(Stored data)
[start]

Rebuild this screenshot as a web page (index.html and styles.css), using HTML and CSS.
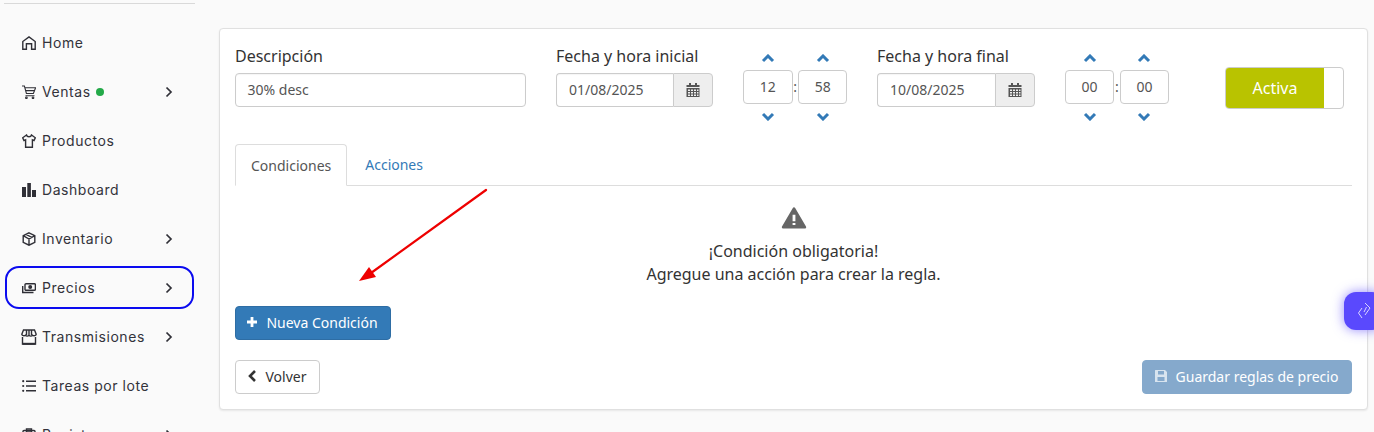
FILE: index.html
```html
<!DOCTYPE html>
<html lang="es">
<head>
<meta charset="utf-8">
<title>Reglas de precio</title>
<link rel="stylesheet" href="styles.css">
</head>
<body>
<div class="app">
  <nav class="sidebar">
    <hr class="rule">
    <ul class="menu">
      <li class="item"><svg class="ico" viewBox="0 0 14 14"><path d="M.8 13.300V5.500L7 .9l6.200 4.600v7.800H9.600V7.800H4.400v5.500z"/></svg><span>Home</span></li>
      <li class="item"><svg class="ico thin" viewBox="0 0 14 14"><path d="M0 1h2.400l2 7.500h7L13.600 2.800H3"/><path d="M4 5.600h8.500M3.500 10.800h9"/><circle cx="4.400" cy="12.800" r=".8"/><circle cx="11" cy="12.800" r=".8"/></svg><span>Ventas</span><i class="dot"></i><svg class="chev" viewBox="0 0 10 12"><path d="M2.500 1.500 7 6l-4.500 4.500"/></svg></li>
      <li class="item"><svg class="ico" viewBox="0 0 14 14"><path d="M4.500 1 .7 3.800 2 6.600l1.600-.7v7.400h6.800V5.900l1.600.7 1.300-2.800L9.500 1C9 3.400 5 3.400 4.500 1z"/></svg><span>Productos</span></li>
      <li class="item"><svg class="ico solid" viewBox="0 0 14 14"><path d="M0 4h4v10H0zM5.300 0h3.600v14H5.300zM10 7h4v7h-4z"/></svg><span>Dashboard</span></li>
      <li class="item"><svg class="ico" viewBox="0 0 14 14"><path d="M7 .8 12.800 3.700v6.600L7 13.200 1.200 10.300V3.700zM1.200 3.700 7 7l5.800-3.300M7 7v6.200M4 2.300 10 5.500"/></svg><span>Inventario</span><svg class="chev" viewBox="0 0 10 12"><path d="M2.500 1.500 7 6l-4.500 4.500"/></svg></li>
      <li class="item current"><svg class="ico" viewBox="0 0 14 14"><rect x="3" y="2.700" width="10.400" height="6.600" rx="1"/><circle class="fill" cx="8.200" cy="6" r="2"/><path d="M.7 5v6.500h10.800"/></svg><span>Precios</span><svg class="chev" viewBox="0 0 10 12"><path d="M2.500 1.500 7 6l-4.500 4.500"/></svg></li>
      <li class="item wide"><svg class="ico big" viewBox="0 0 16 16"><path d="M1.500 8V15h13V8"/><path d="M2.500 1h11l1.700 4.200a2.200 2.200 0 0 1-3.600 1 2.200 2.200 0 0 1-3.600 0 2.200 2.200 0 0 1-3.600 0 2.200 2.200 0 0 1-3.600-1zM5.500 1.500v4.500M8 1.500v4.500M10.500 1.500v4.500"/><path class="thick" d="M1.500 14.800h13"/></svg><span>Transmisiones</span><svg class="chev" viewBox="0 0 10 12"><path d="M2.500 1.500 7 6l-4.500 4.500"/></svg></li>
      <li class="item"><svg class="ico" viewBox="0 0 14 14"><path d="M4 2.200h10M4 7h10M4 11.800h10"/><circle class="fill" cx="1.200" cy="2.200" r="1.100"/><circle class="fill" cx="1.200" cy="7" r="1.100"/><circle class="fill" cx="1.200" cy="11.800" r="1.100"/></svg><span>Tareas por lote</span></li>
      <li class="item"><svg class="ico" viewBox="0 0 14 14"><rect x="1" y="2.500" width="12" height="11" rx="1"/><path d="M4.500 1h5v3h-5z"/></svg><span>Registros</span><svg class="chev" viewBox="0 0 10 12"><path d="M2.500 1.500 7 6l-4.500 4.500"/></svg></li>
    </ul>
  </nav>

  <main class="content">
    <section class="card">
      <div class="fields">
        <div class="field desc">
          <label class="lbl">Descripción</label>
          <div class="input">30% desc</div>
        </div>
        <div class="field date">
          <label class="lbl">Fecha y hora inicial</label>
          <div class="group">
            <div class="input joined">01/08/2025</div>
            <span class="addon"><svg class="cal" viewBox="0 0 14 14"><path d="M3 0h2v2h4V0h2v2h2.500v2H.5V2H3zM.5 5h13v9H.5zM2 6.500v1.500h2V6.500zm3 0v1.500h2V6.500zm3 0v1.500h2V6.500zm3 0v1.500h1.500V6.500zM2 9v1.500h2V9zm3 0v1.500h2V9zm3 0v1.500h2V9zm3 0v1.500h1.500V9zM2 11.500V13h2v-1.500zm3 0V13h2v-1.500zm3 0V13h2v-1.500zm3 0V13h1.500v-1.500z" fill-rule="evenodd"/></svg></span>
          </div>
        </div>
        <div class="time first">
          <div class="spin"><svg class="arrow" viewBox="0 0 14 9"><path d="M2 7l5-5 5 5"/></svg><div class="num">12</div><svg class="arrow" viewBox="0 0 14 9"><path d="M2 2l5 5 5-5"/></svg></div>
          <span class="colon">:</span>
          <div class="spin"><svg class="arrow" viewBox="0 0 14 9"><path d="M2 7l5-5 5 5"/></svg><div class="num">58</div><svg class="arrow" viewBox="0 0 14 9"><path d="M2 2l5 5 5-5"/></svg></div>
        </div>
        <div class="field date end">
          <label class="lbl">Fecha y hora final</label>
          <div class="group">
            <div class="input joined">10/08/2025</div>
            <span class="addon"><svg class="cal" viewBox="0 0 14 14"><path d="M3 0h2v2h4V0h2v2h2.500v2H.5V2H3zM.5 5h13v9H.5zM2 6.500v1.500h2V6.500zm3 0v1.500h2V6.500zm3 0v1.500h2V6.500zm3 0v1.500h1.500V6.500zM2 9v1.500h2V9zm3 0v1.500h2V9zm3 0v1.500h2V9zm3 0v1.500h1.500V9zM2 11.500V13h2v-1.500zm3 0V13h2v-1.500zm3 0V13h2v-1.500zm3 0V13h1.500v-1.500z" fill-rule="evenodd"/></svg></span>
          </div>
        </div>
        <div class="time last">
          <div class="spin"><svg class="arrow" viewBox="0 0 14 9"><path d="M2 7l5-5 5 5"/></svg><div class="num">00</div><svg class="arrow" viewBox="0 0 14 9"><path d="M2 2l5 5 5-5"/></svg></div>
          <span class="colon">:</span>
          <div class="spin"><svg class="arrow" viewBox="0 0 14 9"><path d="M2 7l5-5 5 5"/></svg><div class="num">00</div><svg class="arrow" viewBox="0 0 14 9"><path d="M2 2l5 5 5-5"/></svg></div>
        </div>
        <div class="toggle"><span class="on">Activa</span><span class="off"></span></div>
      </div>

      <div class="tabs">
        <span class="tab active">Condiciones</span>
        <span class="tab">Acciones</span>
      </div>

      <div class="notice">
        <svg class="warn" viewBox="0 0 24 22"><path class="tri" d="M12 2.500 22 19.500H2z"/><path class="mark" d="M12 8v6M12 15.500v2"/></svg>
        <p>¡Condición obligatoria!</p>
        <p>Agregue una acción para crear la regla.</p>
      </div>

      <button class="btn primary" type="button"><svg class="plus" viewBox="0 0 12 12"><path d="M6 1v10M1 6h10"/></svg>Nueva Condición</button>

      <div class="actions">
        <button class="btn back" type="button"><svg class="left" viewBox="0 0 10 14"><path d="M8 2 3 7l5 5"/></svg>Volver</button>
        <button class="btn save" type="button"><svg class="disk" viewBox="0 0 14 14"><path fill-rule="evenodd" d="M1.500 1H11l2 2v9.500a.5.5 0 0 1-.5.5h-11a.5.5 0 0 1-.5-.5V1.500a.5.5 0 0 1 .5-.5zM4 2v3.500h6V2zM3.500 8v4h7V8z"/></svg>Guardar reglas de precio</button>
      </div>
    </section>
  </main>
</div>

<svg class="pointer" viewBox="0 0 140 100"><path d="M129 3 14 86"/><path class="head" d="M2 94 12 80 19 90z"/></svg>
<div class="float-tab"><svg viewBox="0 0 14 16"><path d="M8 1l5 5-5 7M5 6l-3.500 5L5 16M9.500 5 7 10"/></svg></div>
</body>
</html>
```
FILE: styles.css
```css
* { box-sizing: border-box; }
html, body { margin: 0; height: 432px; overflow: hidden; }
body { background: #fafafa; color: #333; font-family: "Noto Sans", "Open Sans", sans-serif; font-size: 14px; position: relative; }
.app { display: flex; align-items: flex-start; }

.sidebar { width: 219px; flex: none; padding: 3px 25px 0 5px; font-family: Inter, sans-serif; }
.rule { border: 0; border-top: 1px solid #d9d9d9; margin: 0 -1px 17px; }
.menu { list-style: none; margin: 0; padding: 0; display: flex; flex-direction: column; gap: 6px; }
.item { height: 43px; display: flex; align-items: center; padding: 0 17px 0 15px; border: 2px solid transparent; border-radius: 14px; letter-spacing: .55px; color: #33333b; font-size: 14px; }
.item.current { border-color: #0b0bef; }
.item.wide { padding-left: 14px; }
.ico { width: 14px; height: 14px; margin-right: 6px; flex: none; fill: none; stroke: #2f2f36; stroke-width: 1.400; }
.ico.thin { stroke-width: 1.100; }
.ico.solid { fill: #2f2f36; stroke: none; }
.ico .fill { fill: #2f2f36; stroke: none; }
.ico.big { width: 16px; height: 16px; margin-right: 5px; }
.ico .thick { stroke-width: 2; }
.dot { width: 8px; height: 8px; border-radius: 50%; background: #23a948; margin-left: 5px; }
.chev { width: 10px; height: 12px; margin-left: auto; margin-right: 1px; fill: none; stroke: #2f2f36; stroke-width: 1.700; }

.content { flex: 1; padding: 28px 6px 0 0; }
.card { height: 382px; background: #fff; border: 1px solid #e0e0e0; border-radius: 4px; padding: 0 15px; box-shadow: 0 1px 2px rgba(0,0,0,.08); }

.fields { display: flex; align-items: flex-start; height: 115px; }
.field { display: flex; flex-direction: column; padding-top: 16px; }
.lbl { font-size: 16px; line-height: 23px; height: 28px; color: #333; }
.desc { width: 291px; margin-right: 30px; }
.date { width: 157px; margin-right: 30px; }
.date.end { width: 158px; }
.input { height: 34px; border: 1px solid #ccc; border-radius: 4px; padding: 0 12px 0 11.500px; line-height: 32px; font-size: 14px; color: #555; background: #fff; box-shadow: inset 0 1px 1px rgba(0,0,0,.04); }
.group { display: flex; }
.joined { flex: 1; border-radius: 4px 0 0 4px; border-right: 0; padding-left: 12px; }
.addon { width: 40px; height: 34px; background: #eee; border: 1px solid #ccc; border-radius: 0 4px 4px 0; display: flex; align-items: center; justify-content: center; }
.cal { width: 14px; height: 14px; fill: #555; }

.time { display: flex; justify-content: space-between; padding-top: 25px; }
.time.first { width: 104.500px; margin-right: 29.500px; }
.time.last { width: 104px; }
.spin { width: 49.500px; display: flex; flex-direction: column; align-items: center; }
.last .spin { width: 49px; }
.arrow { width: 14px; height: 9px; fill: none; stroke: #337ab7; stroke-width: 3; }
.num { width: 100%; height: 34px; margin: 7px 0 8px; border: 1px solid #ccc; border-radius: 4px; text-align: center; line-height: 32px; color: #555; font-size: 14px; }
.colon { padding-top: 16px; line-height: 34px; color: #555; }

.toggle { margin: 38px 8px 0 auto; width: 119px; height: 42px; border: 1px solid #ccc; border-radius: 4px; display: flex; overflow: hidden; background: #fff; }
.on { width: 98px; background: #b9c300; color: #fff; font-size: 16px; line-height: 40px; text-align: center; }

.tabs { display: flex; height: 42px; border-bottom: 1px solid #ddd; }
.tab { height: 42px; padding: 0 15px; line-height: 42px; color: #337ab7; margin-left: 3px; font-size: 14px; }
.tab.active { margin-left: 0; line-height: 41px; background: #fff; color: #555; border: 1px solid #ddd; border-bottom-color: #fff; border-radius: 4px 4px 0 0; }

.notice { height: 120px; text-align: center; padding-top: 20px; font-size: 16px; color: #333; }
.notice p { margin: 0; line-height: 23px; }
.warn { display: block; width: 26px; height: 24px; margin: 0 auto 10px; }
.tri { fill: #666; stroke: #666; stroke-width: 2.500; stroke-linejoin: round; }
.mark { stroke: #fff; stroke-width: 2.600; fill: none; }

.btn { display: inline-flex; align-items: center; justify-content: center; height: 34px; border-radius: 4px; border: 1px solid transparent; padding: 0 2px 2px 0; font: 14px "Noto Sans", "Open Sans", sans-serif; }
.primary { width: 156px; background: #337ab7; border-color: #2e6da4; color: #fff; }
.plus { width: 12px; height: 12px; margin-right: 8px; fill: none; stroke: #fff; stroke-width: 2.800; }
.actions { display: flex; justify-content: space-between; margin-top: 20px; }
.back { width: 85px; background: #fff; border-color: #ccc; color: #333; }
.left { width: 10px; height: 14px; margin-right: 9px; fill: none; stroke: #333; stroke-width: 2.600; }
.save { width: 210px; background: #85a9cc; border-color: #85a9cc; color: #fff; }
.disk { width: 14px; height: 14px; margin-right: 8px; fill: #d8e4ef; }

.pointer { position: absolute; left: 357px; top: 187px; width: 140px; height: 100px; fill: none; stroke: #ee0000; stroke-width: 2.200; stroke-linecap: round; }
.pointer .head { fill: #ee0000; stroke: none; }
.float-tab { position: absolute; left: 1344px; top: 292px; width: 40px; height: 38px; border-radius: 12px; background: #5a49fd; box-shadow: 0 0 12px rgba(91,72,251,.65); padding: 10px 13px; }
.float-tab svg { display: block; width: 14px; height: 16px; fill: none; stroke: #d9d5ff; stroke-width: 1; }
```
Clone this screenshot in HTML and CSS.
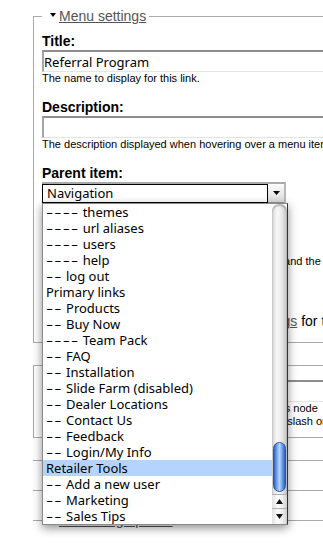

[end]

From the data, pick out every line that includes "styles".

Rebuild this screenshot as a web page (index.html and styles.css), using HTML and CSS.
<link rel="stylesheet" href="styles.css">
FILE: styles.css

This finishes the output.